When the Metropolitan Council last assembled a framework for how the seven-county Twin Cities region could sustain its projected development and population 30 years into the future, the biggest trend in residential real estate was the proliferation of McMansions in far-flung suburbs.

The Hiawatha light-rail line had yet to haul its first commuter and apartment vacancies were at all-time highs when that document, called the 2030 Regional Development Framework, made its debut in 2004.

Things have certainly changed. The homebuilding industry crashed in 2009 as a major recession, tight mortgage financing, higher gas prices and changing demographics shifted home buyer and commercial tenant preferences away from the distant suburbs to locations closer to the city.

Now the Met Council is in the early stages of updating the framework -- which serves as an overall growth plan for the region -- and is soliciting ideas from the hard-hit homebuilding and commercial real estate industries on the direction they'd like to see it take.

They call the updated plan "Thrive MSP 2040" and council officials have been conducting outreach sessions this year in which they're trying to get real estate professionals to think beyond the usual short-term timeframes and picture a future 30 years from now in which their customer bases will be much, much different.

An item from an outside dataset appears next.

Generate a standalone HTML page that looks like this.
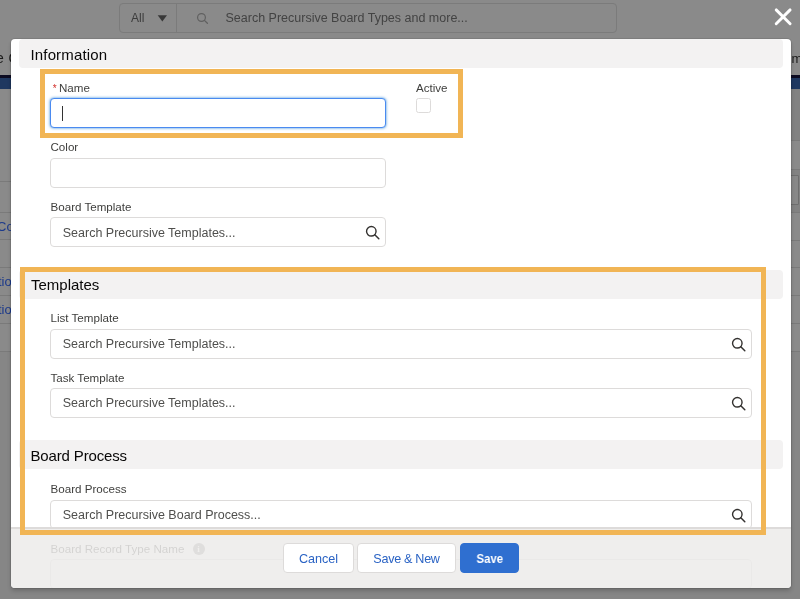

"The changes over the next 30 years are going to be pretty dramatic," Met Council Member Harry Melander told members of the Institute of Real Estate Management last week. "Our communities are growing very diverse. Their housing, transportation and economic needs will change as well."

For example, he noted, the Twin Cities region will have 900,000 more people, with twice as many elderly. Also, by 2040, 43 percent of the region's population will be people of color, up from today's 24 percent.

Big changes are already being seen in housing patterns. The share of building permits issued in developing suburbs has been declining since 2008, when they had 66 percent of the total. But by 2011, less than half were issued in the second- and third-ring suburbs for the first time in a decade.

"We need to get our arms around the idea that what is real today will be much different in 30 years," Melander told the attendees.

The agency says it has solicited the opinions of such real estate industry groups as NAIOP -- the commercial real estate development association -- the Builders Association of the Twin Cities (BATC) and the Urban Land Institute to gather input for Thrive MSP 2040.

"We've gotten wiser in the last 10 years and there are things that we've learned about what can happen to the economy, what the emerging issues are, how the world has changed already and how the world will be changing," Met Council Research Manager Libby Starling said in an interview. "Thrive will be incorporating and reflecting changes that a decade ago simply weren't on our radar screen."

The current framework was written at a time when the region was well on its way to an economic peak in terms of development and housing construction, when it was assumed there would always be increases in the number of jobs.

"But what we've seen in the few years is that employment did not increase between 2000 and 2010. Employment dropped in the seven-county area, so growth management isn't the issue it was before," she said.

Instead, the new plan will likely focus more on "what the transit system means for our region, thinking out how new light-rail lines will influence new development and thinking about water supplies."

A spokeswoman for BATC said the builders group didn't want to comment for this article, but in testimony before the Met Council in March, David Siegel, its executive director, urged that the plan not add to costly regulations that homebuilders must pass on to buyers.

"Some 25 percent of the final price of a home is regulatory burdens," he said. "That's not sustainable and is a challenge in this marketplace. We've got to look at a method by which we can reduce that regulatory burden on home construction because it's impacting home affordability dramatically."

Don Jacobson is a St. Paul-based freelance writer.